Между тем режимы во всех трех государствах не чувствовали себя спокойно. Причем, угроза исходила от главных союзников власти – военных.
В Литве после декабря 1926 г. и до 1940 г. было несколько попыток переворотов24. До 1929 г. А. Сметона вынужден был делить власть с другой влиятельной фигурой – А. Волдемарасом, за которым стояли правые, а потом и откровенно профашистские силы. Даже после отставки с поста главы правительства Волдемарас сохранил свое влияние среди оппозиционных Сметоне сил, особенно среди военных.
Не смог избежать конфликта с военными и латвийский лидер К. Улманис, который отправил в отставку военного министра и своего заместителя Я. Балодиса. Это случилось в марте 1940 г.25
Авторитарный стиль управления воспринимался многими политическими лидерами этих стран – не только самими диктаторами, но и их конкурентами – как гарантия сохранения государственной независимости.
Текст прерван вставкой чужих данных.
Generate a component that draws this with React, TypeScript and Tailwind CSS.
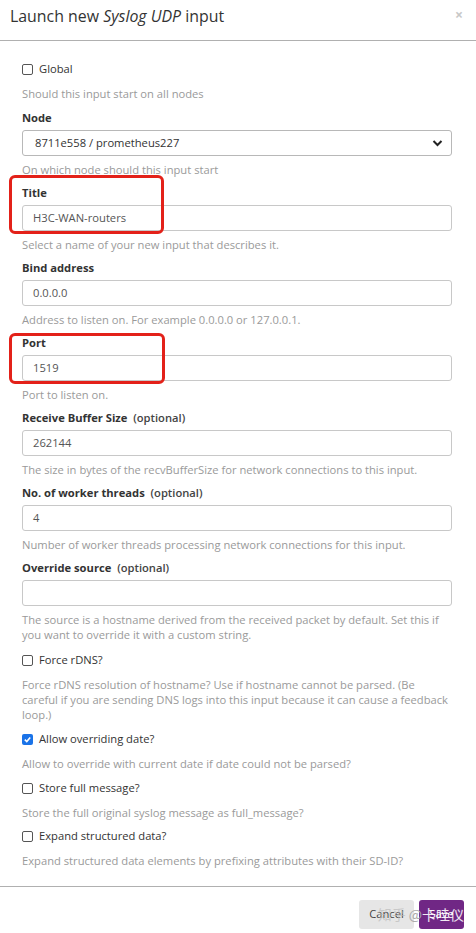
import React from "react";

const font = { fontFamily: '"Open Sans", "Noto Sans CJK SC", sans-serif' };

function Label({ text, optional }: { text: string; optional?: boolean }) {
  return (
    <div className="text-[11.2px] leading-[15px] font-bold text-[#333] mb-[5px]">
      {text}
      {optional && <span className="font-semibold text-[#444]">&nbsp; (optional)</span>}
    </div>
  );
}

function Help({ children }: { children: React.ReactNode }) {
  return <div className="text-[11.2px] leading-[15px] text-[#9a9a9a] mt-[6px]">{children}</div>;
}

function TextField({ label, value, help, optional }: { label: string; value: string; help: React.ReactNode; optional?: boolean }) {
  return (
    <div className="mb-[8px]">
      <Label text={label} optional={optional} />
      <div className="h-[26px] border border-[#c8c8c8] rounded-[3px] flex items-center pl-[10px] text-[11.2px] text-[#555]">
        {value}
      </div>
      <Help>{help}</Help>
    </div>
  );
}

function Check({ label, help, checked, cls }: { label: string; help: React.ReactNode; checked?: boolean; cls: string }) {
  return (
    <div className={cls}>
      <div className="flex items-center h-[15px] text-[11.2px] text-[#333]">
        {checked ? (
          <span className="w-[11px] h-[11px] rounded-[2px] bg-[#1a73e8] flex items-center justify-center mr-[6px]">
            <svg width="9" height="9" viewBox="0 0 10 10"><path d="M2 5.2 L4.2 7.3 L8 2.8" fill="none" stroke="#fff" strokeWidth="1.8" /></svg>
          </span>
        ) : (
          <span className="w-[11px] h-[11px] rounded-[2px] border border-[#555] mr-[6px]" />
        )}
        {label}
      </div>
      <div className="text-[11.2px] leading-[15px] text-[#9a9a9a] mt-[9px]">{help}</div>
    </div>
  );
}

export default function App() {
  return (
    <div className="w-[476px] h-[933px] bg-white relative overflow-hidden" style={font}>
      <div className="h-[41px] border-b border-[#b0b0b0] flex items-center pl-[10px] relative">
        <div className="text-[15.9px] text-[#333] leading-none -mt-[6px]">
          Launch new <i>Syslog UDP</i> input
        </div>
        <div className="absolute right-[13px] top-[4px] text-[14px] font-bold text-[#c8c8c8]">×</div>
      </div>
      <div className="pl-[22px] pr-[22px] pt-[21px]">
        <Check cls="mb-[9px]" label="Global" help="Should this input start on all nodes" />
        <div className="mb-[8px]">
          <Label text="Node" />
          <div className="h-[26px] mr-[2px] border border-[#b8b8b8] rounded-[3px] flex items-center justify-between pl-[12px] pr-[8px] text-[11.2px] text-[#333]">
            <span>8711e558 / prometheus227</span>
            <svg width="11" height="8" viewBox="0 0 11 8"><path d="M1.5 2 L5.5 6 L9.5 2" fill="none" stroke="#222" strokeWidth="2" /></svg>
          </div>
          <Help>On which node should this input start</Help>
        </div>
        <div className="pr-[2px]">
          <TextField label="Title" value="H3C-WAN-routers" help="Select a name of your new input that describes it." />
          <TextField label="Bind address" value="0.0.0.0" help="Address to listen on. For example 0.0.0.0 or 127.0.0.1." />
          <TextField label="Port" value="1519" help="Port to listen on." />
          <TextField label="Receive Buffer Size" optional value="262144" help="The size in bytes of the recvBufferSize for network connections to this input." />
          <TextField label="No. of worker threads" optional value="4" help="Number of worker threads processing network connections for this input." />
        </div>
        <div className="mb-[8px]">
          <Label text="Override source" optional />
          <div className="h-[26px] mr-[2px] border border-[#c8c8c8] rounded-[3px]" />
          <Help>The source is a hostname derived from the received packet by default. Set this if you want to override it with a custom string.</Help>
        </div>
        <Check
          cls="mt-[11px] mb-[10px]"
          label="Force rDNS?"
          help={
            <>
              Force rDNS resolution of hostname? Use if hostname cannot be parsed. (Be
              <br />
              careful if you are sending DNS logs into this input because it can cause a feedback
              <br />
              loop.)
            </>
          }
        />
        <Check cls="mb-[10px]" label="Allow overriding date?" checked help="Allow to override with current date if date could not be parsed?" />
        <Check cls="mb-[9px]" label="Store full message?" help="Store the full original syslog message as full_message?" />
        <Check cls="mb-[9px]" label="Expand structured data?" help="Expand structured data elements by prefixing attributes with their SD-ID?" />
      </div>
      <div className="absolute left-0 right-0 top-[886px] border-t border-[#b0b0b0] h-[47px] flex justify-end items-start pt-[13px] pr-[12px] gap-[5px]">
        <div className="w-[55px] h-[29px] rounded-[3px] bg-[#e6e6e6] flex items-center justify-center text-[11.2px] text-[#444]">Cancel</div>
        <div className="w-[45px] h-[29px] rounded-[3px] bg-[#702785] flex items-center justify-center text-[11.2px] text-white">Save</div>
        <div className="absolute right-[12px] top-[13px] h-[29px] flex items-center text-[14px] whitespace-nowrap" style={{ fontFamily: '"Noto Sans CJK SC", sans-serif' }}>
          <span className="text-[#bbb]/70">知乎 </span>
          <span className="text-[#aaa] ml-[3px]">@</span>
          <span className="text-white/90">卡哇仪</span>
        </div>
      </div>
      <div className="absolute left-[9px] top-[175px] w-[155px] h-[59px] border-[3px] border-[#e32119] rounded-[6px]" />
      <div className="absolute left-[9px] top-[333px] w-[156px] h-[51px] border-[3px] border-[#e32119] rounded-[6px]" />
    </div>
  );
}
Однако у авторитарных режимов есть «природные» особенности, которые неизбежно сближают их с советской моделью, и в этом смысле могут рассматриваться как «предпосылки» советизации26. Коммунистам «нигде не пришлось бороться с демократическо-парламентскими порядками, а нужно было всего лишь заменить авторитарных руководителей коммунистическими функционерами, в то время как склонность авторитарных режимов к государственному контролю за экономикой служила благоприятной предпосылкой для быстрого внедрения коммунистического планового хозяйства»27. Во многом советская военная экспансия, быстро и беспрепятственно проведенная советизация, прошедшая при разноплановом активном содействии значительного количества местных функционеров, и в итоге потеря балтийскими государствами независимости являлась следствием их внутреннего кризиса28. Хотя, разумеется, эти существенные обстоятельства, в отличие от внешнеполитических, не являются превалирующими.
С одной стороны, утрата странами Балтии независимости была следствием общеевропейского международного политического кризиса, порожденного Мюнхенским сговором, пактом Молотова – Риббентропа, грамотной пропагандой и, с другой стороны, отсутствием реалистичной и независимой внешней политики балтийских элит в 1939–1940 гг., а также авторитарным содержанием внутренней политики29. Индифферентность, с которой и обыватели, и правящие элиты Литвы, Латвии и Эстонии отнеслись к действиям Советского Союза, говорит о несформированной еще в молодых государствах (два из которых впервые в своей истории обрели самостоятельность в 1919 г.) способности ценить независимость и отстаивать ее. Ни в коей мере не умаляя катастрофического для Балтии значения пакта Молотова – Риббентропа, этот фактор не стоит сбрасывать со счетов, тем более, что он снова более чем внятно проявился уже год с небольшим спустя – во время германской оккупации (речь об этом периоде пойдет в следующей главе).